Simile. A simile is a comparison using like or as. Sandra Cisneros uses a variety of similes in “Eleven.” One example is “the way you grow old is kind of like an onion.” In this simile, the way you grow old is compared to an onion. Like is the word that links the two parts of the simile. As you read “Eleven,” look for more examples of similes.

Reader's Resource
Social Studies Connection. All over the world, people have songs and traditions honoring the stages of a person’s life. In the United States, a birthday is often a time of gift-giving and celebration.

• Birthdays in other cultures usually also involve celebrations, but the rituals may be different. For example, piñatas are a part of most birthday parties in Mexico. In England, cake batter contains symbolic objects. If your piece of cake has a coin, you will supposedly become rich. In China people usually eat noodles for a birthday lunch; in Japan the birthday girl or boy wears all new clothes. In Denmark flags fly in front of a house in which someone is celebrating a birthday, and in the Philippines blinking lights brighten a birthday home. In many different cultures, as young adults reach a certain age, they are called upon to prove that they are developing the strength, knowledge, or independence needed in adulthood.

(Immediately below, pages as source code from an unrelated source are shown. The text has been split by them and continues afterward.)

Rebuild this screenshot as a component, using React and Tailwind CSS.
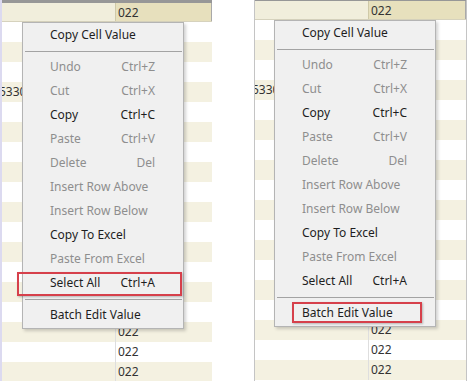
const items = [
  { label: "Undo", key: "Ctrl+Z", off: true },
  { label: "Cut", key: "Ctrl+X", off: true },
  { label: "Copy", key: "Ctrl+C" },
  { label: "Paste", key: "Ctrl+V", off: true },
  { label: "Delete", key: "Del", off: true },
  { label: "Insert Row Above", off: true },
  { label: "Insert Row Below", off: true },
  { label: "Copy To Excel" },
  { label: "Paste From Excel", off: true },
  { label: "Select All", key: "Ctrl+A" },
];

function Item({ label, shortcut, off }) {
  return (
    <div
      className={`flex h-6 items-center pl-[27px] pr-[28px] ${
        off ? "text-[#8e8e8e]" : "text-[#1e1e1e]"
      }`}
    >
      <span className="flex-1 whitespace-nowrap">{label}</span>
      {shortcut && <span className="whitespace-nowrap">{shortcut}</span>}
    </div>
  );
}

function Separator() {
  return (
    <div className="flex h-2 items-center pl-[2px] pr-[1px]">
      <div className="h-px w-full bg-[#a3a3a3]" />
    </div>
  );
}

function Menu({ className }) {
  return (
    <div
      className={`absolute w-[162px] border border-[#b4b4b4] bg-[#f0f0f0] text-[12px] shadow-[2px_2px_3px_rgba(0,0,0,0.18)] ${className}`}
    >
      <Item label="Copy Cell Value" />
      <Separator />
      {items.map((it) => (
        <Item key={it.label} label={it.label} shortcut={it.key} off={it.off} />
      ))}
      <Separator />
      <Item label="Batch Edit Value" />
      <div className="h-px" />
    </div>
  );
}

// one data grid with its open context menu
function Grid({ left, topStrip, menuPos, edge, children }) {
  const rows = Array.from({ length: 18 });
  return (
    <div className={`relative h-[381px] w-[212px] overflow-hidden ${edge}`}>
      <div className={`${topStrip} bg-[#979797]`} />
      <div className="flex h-[19px] border-b border-[#d6d2bd] text-[12px] text-[#333]">
        <div className="w-[113px] bg-[#f1eedc]" />
        <div className="flex-1 border-l border-[#cfc9a8] border-r border-r-[#a9a9a9] bg-[#e7e0bd] pl-[2px] leading-[19px]">
          022
        </div>
      </div>
      {rows.map((_, i) => (
        <div
          key={i}
          className={`flex h-5 text-[12px] leading-5 text-[#333] ${
            i % 2 ? "bg-[#f4f1e1]" : "bg-white"
          }`}
        >
          <div className="relative w-[113px] overflow-hidden">
            {i === 3 && <span className="absolute left-[-3px] top-0">53306</span>}
          </div>
          <div className="flex-1 border-l border-[#dedede] pl-[2px]">
            {i >= 15 ? "022" : ""}
          </div>
        </div>
      ))}
      <Menu className={menuPos} />
      {children}
    </div>
  );
}

export default function App() {
  return (
    <div
      className="flex h-[381px] w-[474px] overflow-hidden bg-white"
      style={{ fontFamily: '"Noto Sans", "Open Sans", sans-serif' }}
    >
      <Grid
        topStrip="h-[3px]"
        menuPos="left-[20px] top-[22px]"
        edge="border-l-2 border-[#dcdaf0] w-[212px]"
      >
        <div className="absolute left-[15px] top-[272px] h-[24px] w-[165px] border-2 border-[#d6404b] shadow-[1px_1px_2px_rgba(0,0,0,0.25)]" />
      </Grid>
      <div className="w-[42px]" />
      <div className="border-l border-[#c4c4c4]">
        <Grid
          topStrip="h-px"
          menuPos="left-[19px] top-[20px]"
          edge="w-[211px] border-r border-[#c4c4c4]"
        >
          <div className="absolute left-[37px] top-[302px] h-[21px] w-[130px] border-2 border-[#d6404b] shadow-[1px_1px_2px_rgba(0,0,0,0.25)]" />
        </Grid>
      </div>
    </div>
  );
}
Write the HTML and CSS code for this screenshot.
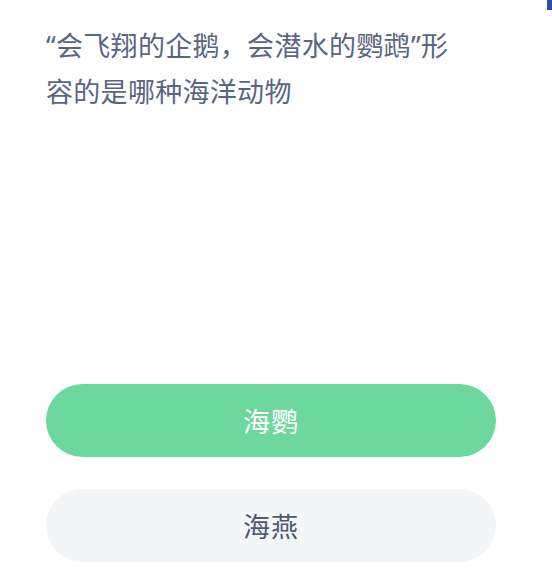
FILE: index.html
```html
<!DOCTYPE html>
<html lang="zh-CN">
<head>
<meta charset="utf-8">
<link rel="stylesheet" href="styles.css">
</head>
<body>
<div class="corner"></div>
<main class="quiz">
  <h1 class="question">“会飞翔的企鹅，会潜水的鹦鹉”形容的是哪种海洋动物</h1>
  <div class="options">
    <button class="option option-correct">海鹦</button>
    <button class="option">海燕</button>
  </div>
</main>
</body>
</html>
```
FILE: styles.css
```css
html, body {
  margin: 0;
  padding: 0;
  background: #ffffff;
}
body {
  width: 552px;
  height: 581px;
  overflow: hidden;
  position: relative;
  font-family: "Noto Sans", "Noto Sans CJK SC", sans-serif;
}
.corner {
  position: absolute;
  top: 0;
  right: 0;
  width: 5px;
  height: 10px;
  background: #2b4ea6;
}
.quiz {
  display: flex;
  flex-direction: column;
  padding: 23px 56px 0 46px;
  height: 558px;
}
.question {
  margin: 0;
  width: 420px;
  font-size: 27px;
  font-weight: 400;
  line-height: 46px;
  letter-spacing: 0.3px;
  color: #5a6584;
}
.options {
  margin-top: auto;
  display: flex;
  flex-direction: column;
  gap: 32px;
  margin-bottom: 19px;
}
.option {
  width: 450px;
  height: 73px;
  border: none;
  border-radius: 37px;
  background: #f4f5f7;
  color: #4f5a72;
  font-family: "Noto Sans", "Noto Sans CJK SC", sans-serif;
  font-size: 27px;
  font-weight: 400;
  letter-spacing: 1px;
  padding: 0;
}
.option-correct {
  background: #6cd89e;
  color: #ffffff;
}
```
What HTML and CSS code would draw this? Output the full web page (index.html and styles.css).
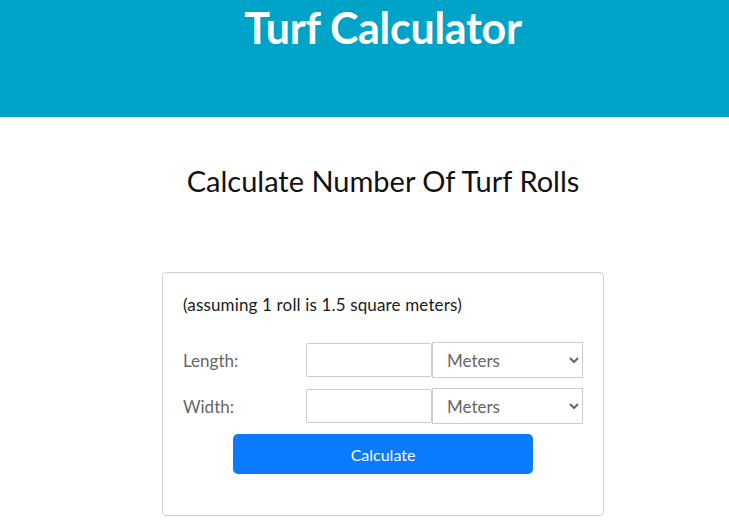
FILE: index.html
```html
<!DOCTYPE html>
<html lang="en">
<head>
    <meta charset="UTF-8">
    <meta name="viewport" content="width=device-width, initial-scale=1.0">
    <title>Turf Calculator</title>
    <link rel="stylesheet" href="styles.css">
</head>
<body>
    <div class="page">
        <header class="banner">
            <h1>Turf Calculator</h1>
        </header>

        <main class="content">
            <h2 class="heading">Calculate Number Of Turf Rolls</h2>

            <form class="calc-card" onsubmit="return false;">
                <p class="note">(assuming 1 roll is 1.5 square meters)</p>

                <div class="field-row">
                    <label for="length">Length:</label>
                    <input type="text" id="length">
                    <select id="lengthUnit">
                        <option>Meters</option>
                        <option>Feet</option>
                        <option>Yards</option>
                    </select>
                </div>

                <div class="field-row">
                    <label for="width">Width:</label>
                    <input type="text" id="width">
                    <select id="widthUnit">
                        <option>Meters</option>
                        <option>Feet</option>
                        <option>Yards</option>
                    </select>
                </div>

                <div class="actions">
                    <button type="submit" class="btn-calc">Calculate</button>
                </div>
            </form>
        </main>
    </div>
</body>
</html>
```

FILE: styles.css
```css
* {
    margin: 0;
    padding: 0;
    box-sizing: border-box;
}

body {
    font-family: Lato, "Open Sans", sans-serif;
    background: #ffffff;
    color: #111111;
}

/* the page content sits slightly right of the window centre */
.page {
    padding-left: 37px;
}

.banner {
    background: #00a3c8;
    height: 117px;
    margin-left: -37px;
    padding-left: 37px;
    text-align: center;
}

.banner h1 {
    color: #ffffff;
    font-size: 43px;
    font-weight: 700;
    line-height: 56px;
    letter-spacing: -0.3px;
}

.content {
    padding-top: 46px;
}

.heading {
    text-align: center;
    font-size: 29px;
    font-weight: 400;
    line-height: 36px;
    color: #111111;
}

.calc-card {
    width: 442px;
    margin: 73px auto 0;
    border: 1px solid #d0d0d0;
    border-radius: 4px;
    padding: 20px 20px 41px;
}

.note {
    font-size: 17px;
    line-height: 24px;
    letter-spacing: 0.15px;
    color: #1a1a1a;
    margin-bottom: 25px;
}

.field-row {
    display: flex;
    align-items: center;
    margin-bottom: 10px;
}

.field-row label {
    width: 123px;
    font-size: 17px;
    color: #666666;
}

.field-row input {
    width: 126px;
    height: 34px;
    border: 1px solid #cccccc;
    border-radius: 2px;
    padding: 0 8px;
    font-size: 16px;
}

.field-row select {
    width: 151px;
    height: 36px;
    border: 1px solid #cccccc;
    background: #ffffff;
    color: #666666;
    font-family: inherit;
    font-size: 17px;
    padding: 0 10px;
}

.actions {
    display: flex;
    justify-content: center;
}

.btn-calc {
    width: 300px;
    height: 40px;
    border: none;
    border-radius: 5px;
    background: #0a7bff;
    color: #ffffff;
    font-family: inherit;
    font-size: 16px;
    cursor: pointer;
}
```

• The preteen and teenage years can be the most challenging years of all in a person’s life. Like the narrator in “Eleven,” young people begin to realize that the world is not always as simple or fair as it might have seemed. A person might blow out the candles of a birthday cake and know that he or she is another year older but not feel more mature. With each year, and with each birthday, a person is expected to grow farther from childhood and closer to adulthood. Growing up is a long but exciting process.

readers journal
When do you feel most grown up and able to handle anything? When do you feel young and unsure of yourself?